From last night’s Special Report with Brit Hume:
—On Senator Nelson’s Trip to Syria—
MORT KONDRACKE: [W]e’re not at war with Syria. If a member of Congress wants to go and check out a situation in a foreign country, even if the State Department suggests that he not do it, I do not see anything wrong with doing it. He’s not — he has no power to negotiate with Syria. He’s trying to get the lay of the land so he’s an informed senator.

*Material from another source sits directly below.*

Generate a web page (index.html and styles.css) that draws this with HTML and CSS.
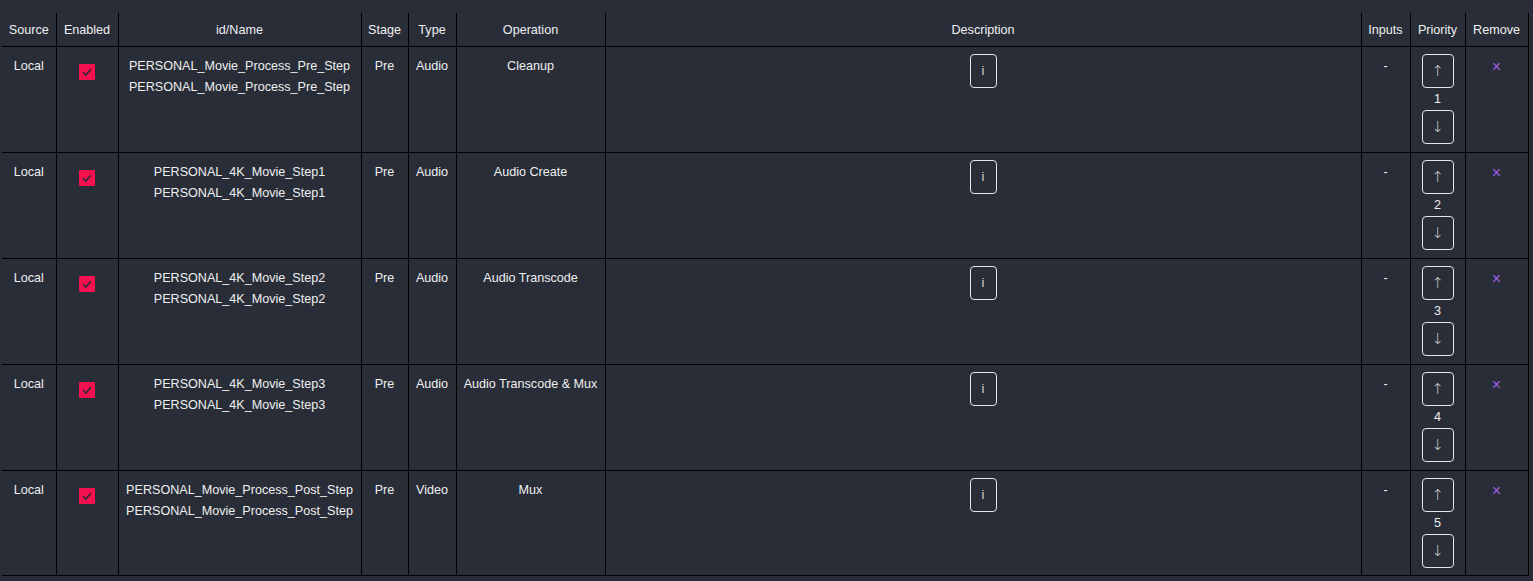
FILE: index.html
```html
<!DOCTYPE html>
<html>
<head>
<meta charset="utf-8">
<link rel="stylesheet" href="styles.css">
</head>
<body>
<div class="wrap">
<table class="grid">
<colgroup>
<col class="c-src"><col class="c-en"><col class="c-id"><col class="c-stage"><col class="c-type"><col class="c-op"><col class="c-desc"><col class="c-in"><col class="c-pri"><col class="c-rm">
</colgroup>
<thead>
<tr><th>Source</th><th>Enabled</th><th>id/Name</th><th>Stage</th><th>Type</th><th>Operation</th><th>Description</th><th>Inputs</th><th>Priority</th><th>Remove</th></tr>
</thead>
<tbody>
<tr>
<td class="t">Local</td>
<td><span class="chk"><svg width="16" height="16" viewBox="0 0 16 16"><path d="M4 8.2 L6.8 11 L12 5.2" fill="none" stroke="#2a2d38" stroke-width="1.6"/></svg></span></td>
<td class="t"><div class="ln">PERSONAL_Movie_Process_Pre_Step</div><div class="ln">PERSONAL_Movie_Process_Pre_Step</div></td>
<td class="t">Pre</td><td class="t">Audio</td><td class="t">Cleanup</td>
<td><button class="info">i</button></td>
<td class="t">-</td>
<td><button class="arr">↑</button><div class="num">1</div><button class="arr">↓</button></td>
<td><span class="rm">×</span></td>
</tr>
<tr>
<td class="t">Local</td>
<td><span class="chk"><svg width="16" height="16" viewBox="0 0 16 16"><path d="M4 8.2 L6.8 11 L12 5.2" fill="none" stroke="#2a2d38" stroke-width="1.6"/></svg></span></td>
<td class="t"><div class="ln">PERSONAL_4K_Movie_Step1</div><div class="ln">PERSONAL_4K_Movie_Step1</div></td>
<td class="t">Pre</td><td class="t">Audio</td><td class="t">Audio Create</td>
<td><button class="info">i</button></td>
<td class="t">-</td>
<td><button class="arr">↑</button><div class="num">2</div><button class="arr">↓</button></td>
<td><span class="rm">×</span></td>
</tr>
<tr>
<td class="t">Local</td>
<td><span class="chk"><svg width="16" height="16" viewBox="0 0 16 16"><path d="M4 8.2 L6.8 11 L12 5.2" fill="none" stroke="#2a2d38" stroke-width="1.6"/></svg></span></td>
<td class="t"><div class="ln">PERSONAL_4K_Movie_Step2</div><div class="ln">PERSONAL_4K_Movie_Step2</div></td>
<td class="t">Pre</td><td class="t">Audio</td><td class="t">Audio Transcode</td>
<td><button class="info">i</button></td>
<td class="t">-</td>
<td><button class="arr">↑</button><div class="num">3</div><button class="arr">↓</button></td>
<td><span class="rm">×</span></td>
</tr>
<tr>
<td class="t">Local</td>
<td><span class="chk"><svg width="16" height="16" viewBox="0 0 16 16"><path d="M4 8.2 L6.8 11 L12 5.2" fill="none" stroke="#2a2d38" stroke-width="1.6"/></svg></span></td>
<td class="t"><div class="ln">PERSONAL_4K_Movie_Step3</div><div class="ln">PERSONAL_4K_Movie_Step3</div></td>
<td class="t">Pre</td><td class="t">Audio</td><td class="t">Audio Transcode &amp; Mux</td>
<td><button class="info">i</button></td>
<td class="t">-</td>
<td><button class="arr">↑</button><div class="num">4</div><button class="arr">↓</button></td>
<td><span class="rm">×</span></td>
</tr>
<tr>
<td class="t">Local</td>
<td><span class="chk"><svg width="16" height="16" viewBox="0 0 16 16"><path d="M4 8.2 L6.8 11 L12 5.2" fill="none" stroke="#2a2d38" stroke-width="1.6"/></svg></span></td>
<td class="t"><div class="ln">PERSONAL_Movie_Process_Post_Step</div><div class="ln">PERSONAL_Movie_Process_Post_Step</div></td>
<td class="t">Pre</td><td class="t">Video</td><td class="t">Mux</td>
<td><button class="info">i</button></td>
<td class="t">-</td>
<td><button class="arr">↑</button><div class="num">5</div><button class="arr">↓</button></td>
<td><span class="rm">×</span></td>
</tr>
</tbody>
</table>
</div>
</body>
</html>
```
FILE: styles.css
```css
html, body {
  margin: 0;
  padding: 0;
  background: #282d38;
  height: 100%;
}
body {
  font-family: "Liberation Sans", Arial, sans-serif;
  font-size: 12.6px;
  color: #efefef;
}
.wrap {
  padding: 13px 0 0 2px;
}
.grid {
  border-collapse: collapse;
  table-layout: fixed;
  width: 1526px;
}
.c-src { width: 54px; }
.c-en { width: 62px; }
.c-id { width: 243px; }
.c-stage { width: 47px; }
.c-type { width: 48px; }
.c-op { width: 149px; }
.c-desc { width: 756px; }
.c-in { width: 49px; }
.c-pri { width: 55px; }
.c-rm { width: 63px; }
.grid th {
  font-weight: normal;
  height: 33px;
  padding: 0;
  border-right: 1px solid #000;
  border-bottom: 1px solid #000;
  text-align: center;
  vertical-align: middle;
  line-height: 16px;
}
.grid td {
  height: 91px;
  padding: 7px 0 7px 0;
  border-right: 1px solid #000;
  border-bottom: 1px solid #000;
  text-align: center;
  vertical-align: top;
  line-height: 21px;
}
.grid tbody tr:last-child td {
  height: 90px;
}
.grid td.t {
  padding-top: 9px;
  padding-bottom: 5px;
}
.ln {
  line-height: 21px;
}
.chk {
  display: inline-block;
  width: 16px;
  height: 16px;
  margin-top: 10px;
  background: #f5104f;
  border-radius: 1px;
  vertical-align: top;
}
.chk svg { display: block; }
.info, .arr {
  display: inline-block;
  background: transparent;
  border: 1px solid #e6e6e6;
  border-radius: 4px;
  color: #d8d8d8;
  font-family: "Liberation Sans", Arial, sans-serif;
  font-size: 12.6px;
  padding: 0;
  margin: 0;
  vertical-align: top;
  height: 34px;
}
.info { width: 27px; }
.arr {
  width: 32px;
  font-size: 15px;
  line-height: 30px;
  font-family: "DejaVu Sans", sans-serif;
  font-weight: 300;
  color: #cfcfcf;
}
.num {
  line-height: 22px;
  height: 22px;
}
.rm {
  display: inline-block;
  color: #9d5fe0;
  font-size: 16px;
  line-height: 20px;
  margin-top: 3px;
}
```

I mean, I do not think that senators should expect to just get their information only from the administration about what our policy for Syria is.
BILL SAMMON: Well, this regime supports Hezbollah, it supports Hamas, it tries to destabilize the Lebanese government, it supports terrorism and it’s not going to — if it’s trying to destabilize a fledgling Democracy like Lebanon, why would it turn around and help us stabilize another fledgling Democracy like Iraq?

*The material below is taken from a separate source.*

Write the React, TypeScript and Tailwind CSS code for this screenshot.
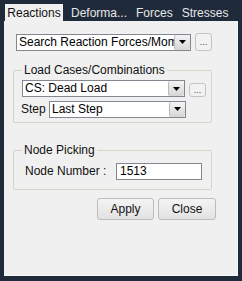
import React from "react";

const font = { fontFamily: '"Liberation Sans", Arial, sans-serif' };

function Arrow() {
  return (
    <div className="flex h-full w-[16px] items-center justify-center rounded-[2px] border-l border-[#b8b8b8] bg-gradient-to-b from-[#f4f4f4] to-[#d6d6d6]">
      <svg width="7" height="4" viewBox="0 0 7 4">
        <path d="M0 0h7L3.5 4z" fill="#000" />
      </svg>
    </div>
  );
}

function Combo({ text, className }: { text: string; className: string }) {
  return (
    <div className={`flex items-stretch border border-[#828790] bg-white ${className}`}>
      <div className="flex-1 overflow-hidden whitespace-nowrap pl-[2px] text-[12px] leading-[15px] text-black">
        {text}
      </div>
      <Arrow />
    </div>
  );
}

function Dots({ className }: { className: string }) {
  return (
    <div
      className={`flex shrink-0 items-center justify-center rounded-[3px] border border-[#c4c4c4] bg-[#f2f2f2] text-[9px] leading-none text-[#444] ${className}`}
    >
      ...
    </div>
  );
}

export default function App() {
  return (
    <div className="flex h-[281px] w-[242px] flex-col bg-[#1f2b3a] px-[4px] pb-[5px]" style={font}>
      {/* tabs */}
      <div className="flex h-[21px] items-end pl-[1px] text-[12px] text-[#e8e8e8]">
        <div className="flex h-[17px] w-[58px] items-center justify-center bg-[#f0f0f0] text-[#111]">
          Reactions
        </div>
        <div className="flex h-[17px] items-center pl-[8px] whitespace-nowrap">Deforma...</div>
        <div className="flex h-[17px] items-center pl-[9px]">Forces</div>
        <div className="flex h-[17px] items-center pl-[9px]">Stresses</div>
      </div>

      {/* panel */}
      <div className="flex flex-1 flex-col border-r border-b border-[#ffffff80] bg-[#f0f0f0] pl-[12px] pt-[12px]">
        <div className="flex items-center gap-[4px]">
          <Combo text="Search Reaction Forces/Moments" className="h-[17px] w-[175px]" />
          <Dots className="h-[18px] w-[17px]" />
        </div>

        <fieldset className="mt-[12px] ml-[-3px] w-[199px] rounded-[2px] border border-[#d5d5c5] pb-[4px]">
          <legend className="ml-[8px] px-[2px] text-[12px] leading-[14px] text-[#111]">
            Load Cases/Combinations
          </legend>
          <div className="mt-[3px] flex items-center gap-[4px] pl-[8px]">
            <Combo text="CS: Dead Load" className="h-[17px] w-[163px]" />
            <Dots className="mt-[3px] h-[14px] w-[17px]" />
          </div>
          <div className="mt-[3px] flex items-center gap-[3px] pl-[7px]">
            <span className="w-[25px] text-[12px] text-[#111]">Step</span>
            <Combo text="Last Step" className="h-[17px] w-[137px]" />
          </div>
        </fieldset>

        <fieldset className="mt-[20px] ml-[-3px] w-[199px] rounded-[2px] border border-[#d5d5c5] pb-[9px]">
          <legend className="ml-[8px] px-[2px] text-[12px] leading-[14px] text-[#111]">
            Node Picking
          </legend>
          <div className="mt-[5px] flex items-center pl-[11px]">
            <span className="w-[91px] text-[12px] text-[#111]">Node Number :</span>
            <div className="flex h-[17px] w-[86px] items-center border border-[#828790] bg-white pl-[3px] text-[12px] text-black">
              1513
            </div>
          </div>
        </fieldset>

        <div className="mt-[8px] flex justify-end gap-[4px] pr-[21px]">
          <button className="h-[22px] w-[57px] rounded-[3px] border border-[#bcbcbc] bg-gradient-to-b from-[#f4f4f4] to-[#e2e2e2] text-[12px] text-[#111]">
            Apply
          </button>
          <button className="h-[22px] w-[58px] rounded-[3px] border border-[#bcbcbc] bg-gradient-to-b from-[#f4f4f4] to-[#e2e2e2] text-[12px] text-[#111]">
            Close
          </button>
        </div>
      </div>
    </div>
  );
}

And I agree with Mort that the guy has the right to go do it and the president shouldn’t try to, you know, assert some sort of executive power grab and not let anybody else do it, but it does sends mixed messages. It does send a message that we’re divided. You’ve got the administration saying we’re not good to talk to Syria and you’ve got Democratic senators freelancing and going over and talking.
And again, this is the guy that was there two years ago and was assured by Assad that he would close the border to terrorist and equipment and weapons and he got the same assurances this week. So, nothing’s changed in two years. So, I’m not sure that the door has opened a crack at all.

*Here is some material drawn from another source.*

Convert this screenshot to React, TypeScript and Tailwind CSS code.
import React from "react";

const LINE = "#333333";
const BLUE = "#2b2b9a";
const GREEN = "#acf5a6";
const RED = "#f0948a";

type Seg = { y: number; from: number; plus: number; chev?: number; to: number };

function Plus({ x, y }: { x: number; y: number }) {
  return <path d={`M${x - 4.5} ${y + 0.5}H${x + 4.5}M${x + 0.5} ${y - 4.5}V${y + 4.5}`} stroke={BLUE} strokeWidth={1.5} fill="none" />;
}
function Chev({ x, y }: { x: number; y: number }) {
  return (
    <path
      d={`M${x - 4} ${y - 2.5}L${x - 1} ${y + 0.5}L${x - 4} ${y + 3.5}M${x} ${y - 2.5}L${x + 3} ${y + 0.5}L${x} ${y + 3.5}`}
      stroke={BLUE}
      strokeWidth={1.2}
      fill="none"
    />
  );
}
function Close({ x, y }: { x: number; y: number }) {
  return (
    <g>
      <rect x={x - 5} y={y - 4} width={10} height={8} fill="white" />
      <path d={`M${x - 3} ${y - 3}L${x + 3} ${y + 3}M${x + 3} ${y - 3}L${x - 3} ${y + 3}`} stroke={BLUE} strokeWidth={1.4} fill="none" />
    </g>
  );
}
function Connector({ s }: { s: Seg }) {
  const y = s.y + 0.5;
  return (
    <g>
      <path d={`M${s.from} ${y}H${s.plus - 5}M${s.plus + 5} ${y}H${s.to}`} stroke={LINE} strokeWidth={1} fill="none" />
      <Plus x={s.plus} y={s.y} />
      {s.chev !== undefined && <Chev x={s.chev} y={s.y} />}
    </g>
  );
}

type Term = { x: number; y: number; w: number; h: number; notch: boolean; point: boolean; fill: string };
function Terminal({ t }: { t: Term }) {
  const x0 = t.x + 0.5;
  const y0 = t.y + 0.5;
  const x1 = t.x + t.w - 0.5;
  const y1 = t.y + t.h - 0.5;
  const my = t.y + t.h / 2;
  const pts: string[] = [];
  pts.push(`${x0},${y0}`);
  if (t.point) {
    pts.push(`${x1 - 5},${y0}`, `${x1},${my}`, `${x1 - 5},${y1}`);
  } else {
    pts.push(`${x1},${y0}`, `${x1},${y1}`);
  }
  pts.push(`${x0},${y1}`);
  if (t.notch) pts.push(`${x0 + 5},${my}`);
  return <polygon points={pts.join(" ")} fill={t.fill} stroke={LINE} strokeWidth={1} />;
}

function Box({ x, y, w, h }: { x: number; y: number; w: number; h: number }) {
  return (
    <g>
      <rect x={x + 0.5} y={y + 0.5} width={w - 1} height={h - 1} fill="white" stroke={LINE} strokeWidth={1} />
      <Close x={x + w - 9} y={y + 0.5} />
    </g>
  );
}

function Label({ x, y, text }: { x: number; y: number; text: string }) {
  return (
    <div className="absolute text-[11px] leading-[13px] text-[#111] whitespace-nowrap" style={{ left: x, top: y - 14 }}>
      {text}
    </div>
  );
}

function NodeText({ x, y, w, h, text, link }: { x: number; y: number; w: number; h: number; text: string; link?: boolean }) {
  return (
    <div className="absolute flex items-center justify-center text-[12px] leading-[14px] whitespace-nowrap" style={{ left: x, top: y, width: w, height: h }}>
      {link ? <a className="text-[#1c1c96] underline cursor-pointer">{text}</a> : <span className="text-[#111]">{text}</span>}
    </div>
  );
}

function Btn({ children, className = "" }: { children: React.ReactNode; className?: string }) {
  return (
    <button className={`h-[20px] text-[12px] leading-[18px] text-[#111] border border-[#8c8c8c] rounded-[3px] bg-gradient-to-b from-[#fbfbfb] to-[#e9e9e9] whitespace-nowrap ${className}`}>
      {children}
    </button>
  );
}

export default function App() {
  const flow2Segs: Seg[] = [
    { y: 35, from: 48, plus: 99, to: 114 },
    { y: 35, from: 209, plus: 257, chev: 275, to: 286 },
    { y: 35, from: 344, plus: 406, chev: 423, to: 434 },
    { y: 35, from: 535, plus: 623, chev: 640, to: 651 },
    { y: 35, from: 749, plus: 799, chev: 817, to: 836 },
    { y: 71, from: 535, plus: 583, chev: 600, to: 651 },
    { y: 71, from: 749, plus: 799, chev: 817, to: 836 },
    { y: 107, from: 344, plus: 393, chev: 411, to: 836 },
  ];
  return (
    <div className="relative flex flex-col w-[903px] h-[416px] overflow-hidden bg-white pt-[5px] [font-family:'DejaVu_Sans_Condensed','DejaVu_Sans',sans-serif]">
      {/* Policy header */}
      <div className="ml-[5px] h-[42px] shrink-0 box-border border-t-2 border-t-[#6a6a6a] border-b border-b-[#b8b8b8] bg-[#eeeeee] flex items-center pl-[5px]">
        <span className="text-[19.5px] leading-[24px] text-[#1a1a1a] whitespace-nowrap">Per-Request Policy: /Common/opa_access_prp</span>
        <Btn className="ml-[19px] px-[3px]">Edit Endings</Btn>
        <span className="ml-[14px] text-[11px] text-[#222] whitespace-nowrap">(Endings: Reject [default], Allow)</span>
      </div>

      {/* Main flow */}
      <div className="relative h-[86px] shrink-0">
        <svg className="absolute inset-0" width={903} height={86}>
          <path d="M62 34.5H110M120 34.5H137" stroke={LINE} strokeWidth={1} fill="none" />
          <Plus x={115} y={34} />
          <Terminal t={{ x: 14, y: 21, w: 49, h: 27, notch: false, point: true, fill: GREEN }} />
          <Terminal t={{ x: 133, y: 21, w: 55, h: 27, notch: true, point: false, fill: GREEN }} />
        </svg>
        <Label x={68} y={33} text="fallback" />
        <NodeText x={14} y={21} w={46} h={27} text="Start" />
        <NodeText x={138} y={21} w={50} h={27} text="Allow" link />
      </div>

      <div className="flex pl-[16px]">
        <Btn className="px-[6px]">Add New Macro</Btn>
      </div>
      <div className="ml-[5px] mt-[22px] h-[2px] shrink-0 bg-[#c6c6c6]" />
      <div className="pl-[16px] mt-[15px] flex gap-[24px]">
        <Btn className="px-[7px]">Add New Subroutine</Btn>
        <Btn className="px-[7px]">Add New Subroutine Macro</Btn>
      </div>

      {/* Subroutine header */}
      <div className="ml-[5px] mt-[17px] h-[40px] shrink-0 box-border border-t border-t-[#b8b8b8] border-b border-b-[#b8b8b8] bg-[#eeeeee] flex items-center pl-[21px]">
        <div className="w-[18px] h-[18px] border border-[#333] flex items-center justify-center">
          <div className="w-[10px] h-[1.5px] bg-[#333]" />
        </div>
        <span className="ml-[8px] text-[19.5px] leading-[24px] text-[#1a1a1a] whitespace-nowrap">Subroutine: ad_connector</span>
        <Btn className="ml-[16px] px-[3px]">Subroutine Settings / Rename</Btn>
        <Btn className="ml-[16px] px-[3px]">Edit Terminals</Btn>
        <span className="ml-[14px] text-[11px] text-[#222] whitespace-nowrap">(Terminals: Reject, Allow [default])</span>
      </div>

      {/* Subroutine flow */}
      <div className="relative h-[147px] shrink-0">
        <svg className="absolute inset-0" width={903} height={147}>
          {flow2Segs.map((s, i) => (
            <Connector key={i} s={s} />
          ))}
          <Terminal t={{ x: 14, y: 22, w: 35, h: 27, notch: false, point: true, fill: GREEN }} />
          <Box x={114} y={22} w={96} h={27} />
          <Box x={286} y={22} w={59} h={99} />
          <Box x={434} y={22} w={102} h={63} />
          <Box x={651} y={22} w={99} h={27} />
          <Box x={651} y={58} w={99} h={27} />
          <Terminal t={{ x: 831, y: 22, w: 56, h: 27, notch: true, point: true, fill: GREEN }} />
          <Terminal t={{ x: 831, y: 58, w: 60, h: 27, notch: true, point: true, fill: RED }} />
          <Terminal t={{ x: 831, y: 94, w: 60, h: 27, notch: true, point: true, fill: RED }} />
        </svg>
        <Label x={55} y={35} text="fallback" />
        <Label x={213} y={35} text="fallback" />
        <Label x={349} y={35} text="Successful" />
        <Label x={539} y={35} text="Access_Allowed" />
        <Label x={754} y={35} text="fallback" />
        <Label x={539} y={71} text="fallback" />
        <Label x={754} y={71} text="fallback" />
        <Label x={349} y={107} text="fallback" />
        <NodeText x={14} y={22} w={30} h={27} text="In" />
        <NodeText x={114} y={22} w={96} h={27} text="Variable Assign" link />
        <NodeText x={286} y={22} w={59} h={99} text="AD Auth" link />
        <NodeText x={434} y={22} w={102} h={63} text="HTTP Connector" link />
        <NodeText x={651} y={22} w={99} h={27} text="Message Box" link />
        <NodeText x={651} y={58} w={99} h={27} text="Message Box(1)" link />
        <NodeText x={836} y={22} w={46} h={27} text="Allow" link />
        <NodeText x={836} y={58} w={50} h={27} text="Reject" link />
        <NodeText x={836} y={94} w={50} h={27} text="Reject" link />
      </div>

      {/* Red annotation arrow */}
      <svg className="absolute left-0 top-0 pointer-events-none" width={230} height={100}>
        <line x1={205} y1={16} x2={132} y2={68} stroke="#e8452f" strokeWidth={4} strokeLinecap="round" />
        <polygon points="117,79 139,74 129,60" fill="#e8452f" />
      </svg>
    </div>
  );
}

KONDRACKE: Well, you know what my opinion on that is to send Jim Baker to Damascus as the negotiator empowered to see if he can reach that deal. I want to see him try. He thinks — look, if Jim Baker thinks that the Syrians can be flipped against Hezbollah and will become supporters of the government — of the independence of Lebanon in return for the Golan Heights, and he can deliver that deal with the Israelis, more power to him. I don’t think he can. I don’t think it’s a deal that can be cut.
SAMMON: Well, the problem is Baker’s a diplomat, he thinks the problem can be solved diplomatically and not militarily. The reality is it has to be solved militarily not diplomatically.